■ Instruction ■
Reproduce word for word the lines from the beginning of the entries to the line with "7 12.2 13.6", both included, but none of the pictures.

Rows from a dataset of pages and code
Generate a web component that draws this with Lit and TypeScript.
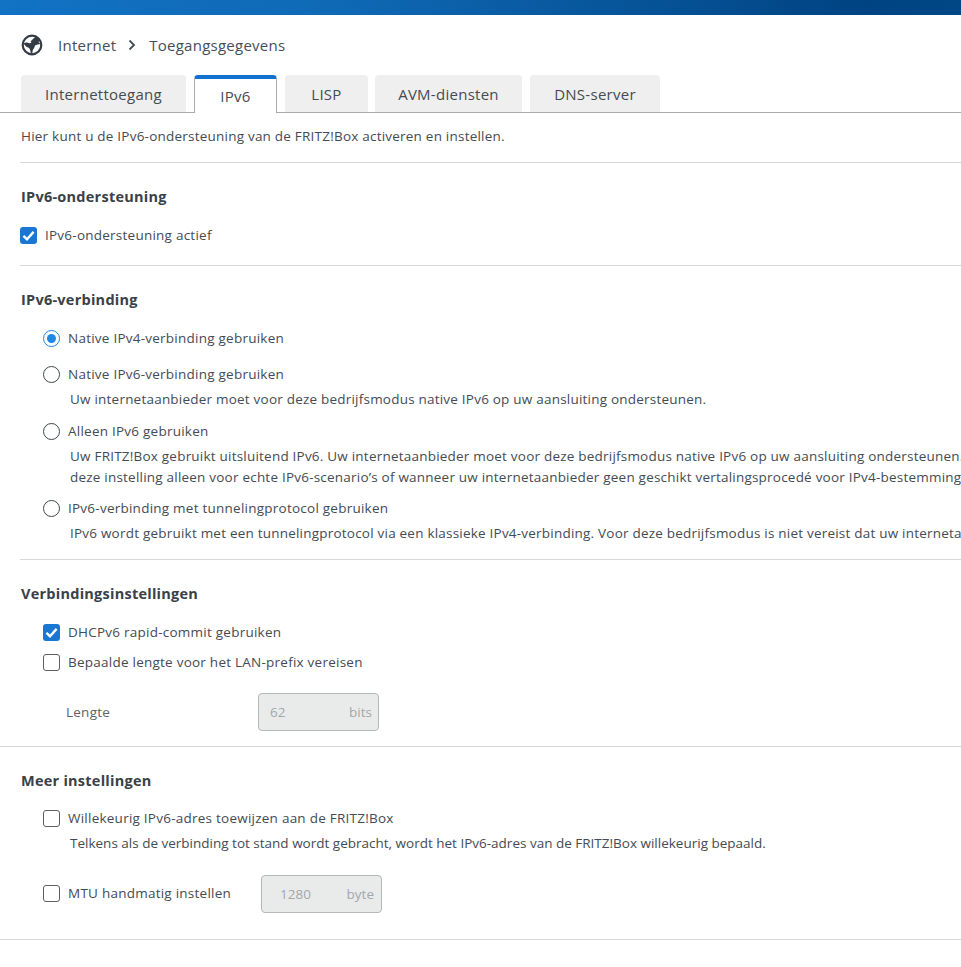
import { LitElement, html, css } from "lit";
import { customElement } from "lit/decorators.js";

const check = html`<svg viewBox="0 0 17 17" width="17" height="17"><path d="M3.4 8.8 7 12.2 13.6 4.9" fill="none" stroke="#fff" stroke-width="2.4"/></svg>`;

@customElement("app-root")
export class AppRoot extends LitElement {
  static styles = css`
    :host { display: block; width: 961px; height: 967px; overflow: hidden; background: #fff; color: #444b53;
      font-family: "Open Sans", sans-serif; font-size: 13.5px; line-height: 20px; }
    .top { height: 15px; background: linear-gradient(90deg, #1272c4 0%, #0f69b5 35%, #004382 90%, #004785 100%); }
    .crumbs { display: flex; align-items: center; height: 30px; padding: 15px 0 1px 21px; font-size: 15px; color: #444e59; letter-spacing: 0.25px; }
    .crumbs svg.globe { margin-right: 15px; }
    .crumbs svg.sep { margin: 0 13px 0 12px; }
    .tabs { display: flex; gap: 8px; padding: 14px 0 0 21px; border-bottom: 1px solid #a9abae; height: 37px; }
    .tab { height: 37px; border-radius: 4px 4px 0 0; background: #efefef; display: flex; align-items: center; justify-content: center; font-size: 15px; box-sizing: border-box; letter-spacing: 0.27px; }
    .tab.on { height: 38px; background: #fff; border: 1px solid #a9abae; border-top: 4px solid #1272d0; border-bottom: 0; margin-bottom: -1px; }
    .w1 { width: 165px; } .w2 { width: 83px; } .w3 { width: 83px; } .w4 { width: 147px; margin-left: -1px; } .w5 { width: 130px; }
    .intro { padding: 13px 0 0 21px; height: 36px; letter-spacing: 0.22px; }
    section { margin-left: 20px; border-top: 1px solid #d8d8d8; box-sizing: content-box; }
    .full { margin-left: 0; padding-left: 20px; border-bottom: 1px solid #d8d8d8; }
    .h102 { height: 102px; } .h293 { height: 293px; } .h186 { height: 186px; } .h192 { height: 192px; }
    h2 { margin: 0; padding: 24px 0 0 1px; font-size: 14.5px; font-weight: 700; line-height: 20px; color: #3a4148; letter-spacing: 0.25px; }
    .row { display: flex; align-items: center; gap: 8px; white-space: nowrap; height: 20px; letter-spacing: 0.24px; }
    .box { width: 17px; height: 17px; box-sizing: border-box; border: 1px solid #5c6066; border-radius: 3px; flex: none; background: #fff; display: flex; }
    .box.on { background: #1976d2; border: 0; }
    .radio { width: 17px; height: 17px; box-sizing: border-box; border: 1.5px solid #3f464c; border-radius: 50%; flex: none; background: #fff; display: flex; align-items: center; justify-content: center; }
    .radio.on { border-color: #1e88e5; }
    .radio.on::after { content: ""; width: 9px; height: 9px; border-radius: 50%; background: #1e88e5; }
    .ind { padding-left: 23px; }
    .desc { padding-left: 50px; white-space: nowrap; margin-top: 5px; line-height: 21px; letter-spacing: 0.215px; }
    .tel { letter-spacing: 0; }
    .m-a { margin-top: 18px; } .m-b { margin-top: 17px; } .m-c { margin-top: 11px; } .m-d { margin-top: 10px; } .m-e { margin-top: 10px; }
    .m-f { margin-top: 16px; }
    .f { height: 38px; }
    .lengte { padding-left: 46px; gap: 0; margin-top: 21px; }
    .lengte .lab { width: 192px; color: #5c6268; }
    .mtu { margin-top: 21px; }
    .mtu .lab { width: 185px; margin-bottom: 2px; }
    .mtu .box { margin-bottom: 2px; }
    .field { width: 121px; height: 38px; box-sizing: border-box; border: 1px solid #b4b6b8; border-radius: 4px; background: #e9ebea; color: #a3a7aa; display: flex; justify-content: space-between; align-items: center; padding: 0 6px 0 11px; letter-spacing: 0; }
    .pl { padding-left: 7px; }
    .pr { padding-right: 1px; }
  `;
  render() {
    return html`
      <div class="top"></div>
      <div class="crumbs">
        <svg class="globe" width="22" height="22" viewBox="0 0 22 22"><circle cx="11" cy="11" r="9.3" fill="none" stroke="#333b44" stroke-width="2.2"/><path fill="#333b44" d="M2.500 9.500C4 8.500 5.500 8.200 7 8.700 8 9.600 9.500 9 10.500 8.500L9.500 7.500 11 6 13 4 14.800 2.500 19 6 17.500 8 19.500 10 16.500 10.500 14 11.500 13.200 14 11.800 16 11.300 19.500 10 19.500 9 15.500C8.500 13.500 6 13.200 4.800 12.200z"/></svg>
        <span>Internet</span>
        <svg class="sep" width="8" height="12" viewBox="0 0 8 12"><path d="M1.500 1.500 6 6l-4.500 4.500" fill="none" stroke="#444e59" stroke-width="1.800"/></svg>
        <span>Toegangsgegevens</span>
      </div>
      <div class="tabs">
        <div class="tab w1">Internettoegang</div>
        <div class="tab on w2">IPv6</div>
        <div class="tab w3">LISP</div>
        <div class="tab w4">AVM-diensten</div>
        <div class="tab w5">DNS-server</div>
      </div>
      <div class="intro">Hier kunt u de IPv6-ondersteuning van de FRITZ!Box activeren en instellen.</div>
      <section class="h102">
        <h2>IPv6-ondersteuning</h2>
        <div class="row m-a"><span class="box on">${check}</span>IPv6-ondersteuning actief</div>
      </section>
      <section class="h293">
        <h2>IPv6-verbinding</h2>
        <div class="row ind m-a"><span class="radio on"></span>Native IPv4-verbinding gebruiken</div>
        <div class="row ind m-f"><span class="radio"></span>Native IPv6-verbinding gebruiken</div>
        <div class="desc">Uw internetaanbieder moet voor deze bedrijfsmodus native IPv6 op uw aansluiting ondersteunen.</div>
        <div class="row ind m-c"><span class="radio"></span>Alleen IPv6 gebruiken</div>
        <div class="desc">Uw FRITZ!Box gebruikt uitsluitend IPv6. Uw internetaanbieder moet voor deze bedrijfsmodus native IPv6 op uw aansluiting ondersteunen. Gebruik<br>deze instelling alleen voor echte IPv6-scenario’s of wanneer uw internetaanbieder geen geschikt vertalingsprocedé voor IPv4-bestemmingen biedt.</div>
        <div class="row ind m-e"><span class="radio"></span>IPv6-verbinding met tunnelingprotocol gebruiken</div>
        <div class="desc">IPv6 wordt gebruikt met een tunnelingprotocol via een klassieke IPv4-verbinding. Voor deze bedrijfsmodus is niet vereist dat uw internetaanbieder IPv6 ondersteunt.</div>
      </section>
      <section class="h186">
        <h2>Verbindingsinstellingen</h2>
        <div class="row ind m-a"><span class="box on">${check}</span>DHCPv6 rapid-commit gebruiken</div>
        <div class="row ind m-d"><span class="box"></span>Bepaalde lengte voor het LAN-prefix vereisen</div>
        <div class="row f lengte"><span class="lab">Lengte</span><span class="field"><span>62</span><span>bits</span></span></div>
      </section>
      <section class="h192 full">
        <h2>Meer instellingen</h2>
        <div class="row ind m-b"><span class="box"></span>Willekeurig IPv6-adres toewijzen aan de FRITZ!Box</div>
        <div class="desc tel">Telkens als de verbinding tot stand wordt gebracht, wordt het IPv6-adres van de FRITZ!Box willekeurig bepaald.</div>
        <div class="row ind f mtu"><span class="box"></span><span class="lab">MTU handmatig instellen</span><span class="field"><span class="pl">1280</span><span class="pr">byte</span></span></div>
      </section>
    `;
  }
}
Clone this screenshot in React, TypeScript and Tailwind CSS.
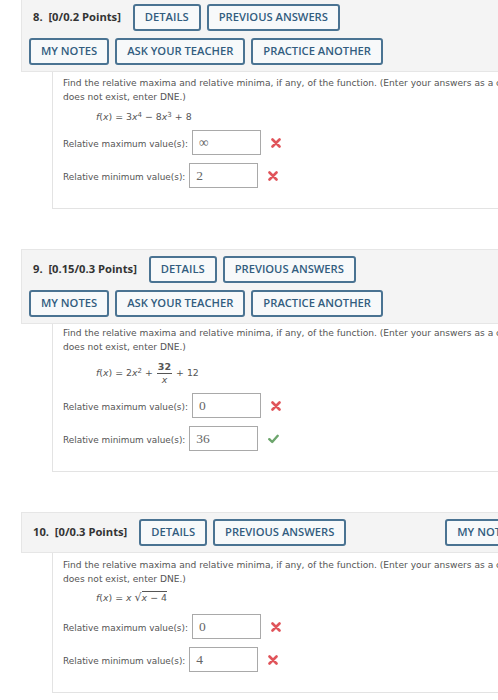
type Row = {
  label: string;
  value: string;
  correct: boolean;
};

type Question = {
  num: string;
  points: string;
  oneRow: boolean;
  bodyTop: string;
  formulaTop: string;
  rowsTop: string;
  formula: React.ReactNode;
  rows: Row[];
};

function Btn({ children }: { children: React.ReactNode }) {
  return (
    <div className="flex h-[27px] shrink-0 items-center whitespace-nowrap rounded-[3px] border-2 border-[#4a7392] bg-[#f7f9fa] px-[10px] font-['Open_Sans',sans-serif] text-[11.2px] font-semibold text-[#325d7f]">
      {children}
    </div>
  );
}

function Cross() {
  return (
    <svg width="10" height="10" viewBox="0 0 10 10" className="shrink-0">
      <path d="M1.5 1.5 L8.5 8.5 M8.5 1.5 L1.5 8.5" stroke="#e0545a" strokeWidth="2.6" strokeLinecap="round" />
    </svg>
  );
}

function Check() {
  return (
    <svg width="11" height="10" viewBox="0 0 11 10" className="shrink-0">
      <path d="M1.3 5.2 L4.2 8 L9.7 1.8" stroke="#6ca56c" strokeWidth="2.4" fill="none" strokeLinecap="round" strokeLinejoin="round" />
    </svg>
  );
}

const F = () => <i>f</i>;
const X = () => <i>x</i>;

const maxLabel = "Relative maximum value(s):";
const minLabel = "Relative minimum value(s):";

const questions: Question[] = [
  {
    num: "8.",
    points: "[0/0.2 Points]",
    oneRow: false,
    bodyTop: "pt-[4px]",
    formulaTop: "mt-[6px]",
    rowsTop: "mt-[6px]",
    formula: (
      <div className="h-[14px] whitespace-nowrap text-[9.4px]">
        <F />(<X />) = 3<X />
        <sup className="text-[7px]">4</sup> − 8<X />
        <sup className="text-[7px]">3</sup> + 8
      </div>
    ),
    rows: [
      { label: maxLabel, value: "∞", correct: false },
      { label: minLabel, value: "2", correct: false },
    ],
  },
  {
    num: "9.",
    points: "[0.15/0.3 Points]",
    oneRow: false,
    bodyTop: "pt-[2px]",
    formulaTop: "mt-[4px]",
    rowsTop: "mt-[5px]",
    formula: (
      <div className="flex h-[30px] items-center whitespace-pre text-[9.4px]">
        <span>
          <F />(<X />) = 2<X />
          <sup className="text-[7px]">2</sup> +{" "}
        </span>
        <span className="mx-[1px] inline-flex flex-col items-center leading-[12px]">
          <span className="border-b border-[#555] px-[1px] text-[9.5px] font-bold">32</span>
          <span>
            <X />
          </span>
        </span>
        <span> + 12</span>
      </div>
    ),
    rows: [
      { label: maxLabel, value: "0", correct: false },
      { label: minLabel, value: "36", correct: true },
    ],
  },
  {
    num: "10.",
    points: "[0/0.3 Points]",
    oneRow: true,
    bodyTop: "pt-[5px]",
    formulaTop: "mt-[5px]",
    rowsTop: "mt-[8px]",
    formula: (
      <div className="h-[15px] whitespace-nowrap text-[9.4px]">
        <F />(<X />) = <X />{" "}
        <span className="text-[11px]">√</span>
        <span className="border-t border-[#555]">
          <X /> − 4
        </span>
      </div>
    ),
    rows: [
      { label: maxLabel, value: "0", correct: false },
      { label: minLabel, value: "4", correct: false },
    ],
  },
];

function QuestionBlock({ q, first }: { q: Question; first: boolean }) {
  return (
    <div className={first ? "-mt-[3px]" : "mt-[40px]"}>
      <div className="ml-[21px] w-[600px] border border-[#e6e6e6] bg-[#f4f4f4] px-[7px] py-[6px]">
        <div className="flex items-center">
          <span className="ml-[4px] mr-[12px] whitespace-nowrap font-['Open_Sans',sans-serif] text-[11.2px] font-bold text-[#333]">
            {q.num}&nbsp; {q.points}
          </span>
          <Btn>DETAILS</Btn>
          <div className="ml-[6px]">
            <Btn>PREVIOUS ANSWERS</Btn>
          </div>
          {q.oneRow && (
            <div className="ml-[99px] flex gap-[6px]">
              <Btn>MY NOTES</Btn>
              <Btn>ASK YOUR TEACHER</Btn>
            </div>
          )}
        </div>
        {!q.oneRow && (
          <div className="mt-[7px] flex gap-[6px]">
            <Btn>MY NOTES</Btn>
            <Btn>ASK YOUR TEACHER</Btn>
            <Btn>PRACTICE ANOTHER</Btn>
          </div>
        )}
      </div>
      <div
        className={`ml-[52px] w-[600px] border-b border-l border-[#e3e3e3] pl-[10px] ${q.bodyTop} pb-[20px] text-[9.1px] leading-[14px] text-[#555]`}
      >
        <div className="whitespace-nowrap">
          Find the relative maxima and relative minima, if any, of the function. (Enter your answers as a comma-separated list. If an answer
        </div>
        <div>does not exist, enter DNE.)</div>
        <div className={`${q.formulaTop} pl-[33px]`}>{q.formula}</div>
        <div className={`${q.rowsTop} flex flex-col gap-[8px]`}>
          {q.rows.map((r) => (
            <div key={r.label} className="flex items-baseline">
              <span className="whitespace-nowrap text-[8.9px]">{r.label}</span>
              <div className="ml-[4px] flex h-[25px] w-[69px] items-center border border-[#a9a9a9] bg-white pl-[6px] font-['Liberation_Serif',serif] text-[13.5px] text-[#666]">
                {r.value}
              </div>
              <div className="ml-[10px] self-center">{r.correct ? <Check /> : <Cross />}</div>
            </div>
          ))}
        </div>
      </div>
    </div>
  );
}

export default function App() {
  return (
    <div className="h-[700px] w-[498px] overflow-hidden bg-white font-['DejaVu_Sans',sans-serif]">
      {questions.map((q, i) => (
        <QuestionBlock key={q.num} q={q} first={i === 0} />
      ))}
    </div>
  );
}
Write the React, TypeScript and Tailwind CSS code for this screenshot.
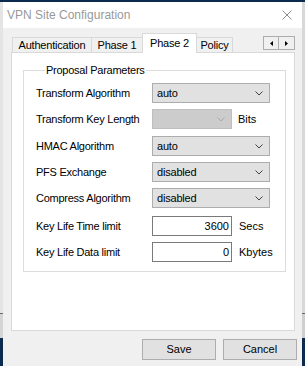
import React from 'react';

const font = { fontFamily: '"Liberation Sans", Arial, sans-serif' };

const Chevron: React.FC<{ disabled?: boolean }> = ({ disabled }) => (
  <svg width="8" height="5" viewBox="0 0 8 5" className="shrink-0">
    <path d="M0.5 0.5 L4 4 L7.5 0.5" fill="none" stroke={disabled ? '#a8a8a8' : '#404040'} strokeWidth="1" />
  </svg>
);

const Select: React.FC<{ value: string }> = ({ value }) => (
  <div className="flex items-center justify-between w-[118px] h-[20px] bg-[#e1e1e1] border border-[#adadad] pl-[4px] pr-[6px]">
    <span className="text-[11px] tracking-[-0.2px] text-black">{value}</span>
    <Chevron />
  </div>
);

const Row: React.FC<{ label: string; className?: string; children: React.ReactNode }> = ({ label, className, children }) => (
  <div className={`flex items-center h-[20px] ${className ?? ''}`}>
    <span className="w-[116px] text-[11px] tracking-[-0.25px] text-black">{label}</span>
    {children}
  </div>
);

export default function App() {
  return (
    <div className="w-[305px] h-[366px] flex flex-col bg-[#0c2a4d] overflow-hidden" style={font}>
      {/* top strip of desktop */}
      <div className="h-[2px] bg-[#0c2a4d]" />
      <div className="flex flex-1">
        {/* left strip: window behind */}
        <div className="w-[3px] flex flex-col">
          <div className="h-[311px] bg-[#e4e4e4]" />
          <div className="h-[1px] bg-[#6a6a6a]" />
          <div className="h-[24px] bg-[#d4d4d4]" />
          <div className="flex-1 bg-[#0c2a4d]" />
        </div>

        {/* dialog */}
        <div className="w-[299px] flex flex-col">
          {/* title bar */}
          <div className="h-[26px] bg-white flex items-center justify-between pl-[4px] pr-[10px]">
            <span className="text-[12px] text-[#999999]">VPN Site Configuration</span>
            <svg width="10" height="10" viewBox="0 0 10 10">
              <path d="M0.5 0.5 L9.5 9.5 M9.5 0.5 L0.5 9.5" stroke="#8c8c8c" strokeWidth="1" />
            </svg>
          </div>

          {/* body */}
          <div className="flex-1 bg-[#f0f0f0] flex flex-col pl-[8px] pr-[7px] pt-[5px]">
            {/* tabs */}
            <div className="flex items-end h-[20px] -mb-px relative z-10">
              <div className="ml-[1px] w-[80px] h-[15px] mb-px border-l border-t border-r border-[#d9d9d9] bg-[#f0f0f0] flex items-center justify-center text-[11px] tracking-[-0.2px] text-black">
                Authentication
              </div>
              <div className="w-[50px] h-[15px] mb-px border-t border-[#d9d9d9] bg-[#f0f0f0] flex items-center justify-center text-[11px] tracking-[-0.2px] text-black">
                Phase 1
              </div>
              <div className="w-[55px] h-[20px] border-l border-t border-r border-[#d9d9d9] bg-white flex items-center justify-center pb-[1px] text-[11px] tracking-[-0.2px] text-black">
                Phase 2
              </div>
              <div className="w-[36px] h-[15px] mb-px border-t border-r border-[#d9d9d9] bg-[#f0f0f0] flex items-center justify-center text-[11px] tracking-[-0.2px] text-black">
                Policy
              </div>
              <div className="ml-auto self-start mt-[3px] flex">
                <div className="w-[16px] h-[14px] border border-[#adadad] bg-[#f0f0f0] flex items-center justify-center">
                  <svg width="3" height="5" viewBox="0 0 3 5"><path d="M3 0 L0 2.5 L3 5 Z" fill="#000" /></svg>
                </div>
                <div className="w-[16px] h-[14px] border border-l-0 border-[#adadad] bg-[#f0f0f0] flex items-center justify-center">
                  <svg width="3" height="5" viewBox="0 0 3 5"><path d="M0 0 L3 2.5 L0 5 Z" fill="#000" /></svg>
                </div>
              </div>
            </div>

            {/* tab panel */}
            <div className="h-[279px] bg-white border border-[#d9d9d9] pl-[11px] pr-[10px] pt-[11px]">
              <fieldset className="border border-[#dcdcdc] pl-[12px] pr-[12px] pt-[6px] pb-[9px]">
                <legend className="ml-[9px] px-[1px] text-[11px] leading-[13px] tracking-[-0.25px] text-black">
                  Proposal Parameters
                </legend>
                <div className="flex flex-col gap-[6px]">
                  <Row label="Transform Algorithm">
                    <Select value="auto" />
                  </Row>
                  <Row label="Transform Key Length">
                    <div className="flex items-center justify-end w-[80px] h-[20px] bg-[#cccccc] border border-[#bfbfbf] pr-[6px]">
                      <Chevron disabled />
                    </div>
                    <span className="ml-[6px] text-[11px] text-black">Bits</span>
                  </Row>
                  <Row label="HMAC Algorithm" className="mt-[1px]">
                    <Select value="auto" />
                  </Row>
                  <Row label="PFS Exchange">
                    <Select value="disabled" />
                  </Row>
                  <Row label="Compress Algorithm">
                    <Select value="disabled" />
                  </Row>
                  <Row label="Key Life Time limit" className="mt-[2px]">
                    <div className="w-[80px] h-[20px] bg-white border border-[#7a7a7a] flex items-center justify-end pr-[2px] text-[11px] text-black">
                      3600
                    </div>
                    <span className="ml-[7px] text-[11px] text-black">Secs</span>
                  </Row>
                  <Row label="Key Life Data limit">
                    <div className="w-[80px] h-[20px] bg-white border border-[#7a7a7a] flex items-center justify-end pr-[2px] text-[11px] text-black">
                      0
                    </div>
                    <span className="ml-[7px] text-[11px] text-black">Kbytes</span>
                  </Row>
                </div>
              </fieldset>
            </div>

            {/* buttons */}
            <div className="flex justify-end gap-[7px] mt-[8px] -mr-[2px]">
              <button className="w-[74px] h-[21px] bg-[#e1e1e1] border border-[#adadad] text-[11px] text-black">Save</button>
              <button className="w-[74px] h-[21px] bg-[#e1e1e1] border border-[#adadad] text-[11px] text-black">Cancel</button>
            </div>
          </div>
        </div>

        {/* right strip */}
        <div className="w-[3px] flex flex-col">
          <div className="h-[311px] bg-[#d8d8d8]" />
          <div className="h-[1px] bg-[#6a6a6a]" />
          <div className="h-[24px] bg-[#cfcfcf]" />
          <div className="flex-1 bg-[#0c2a4d]" />
        </div>
      </div>
    </div>
  );
}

■ Completed exercise ■
Generate a web component that draws this with Lit and TypeScript.
import { LitElement, html, css } from "lit";
import { customElement } from "lit/decorators.js";

const check = html`<svg viewBox="0 0 17 17" width="17" height="17"><path d="M3.4 8.8 7 12.2 13.6 4.9" fill="none" stroke="#fff" stroke-width="2.4"/></svg>`;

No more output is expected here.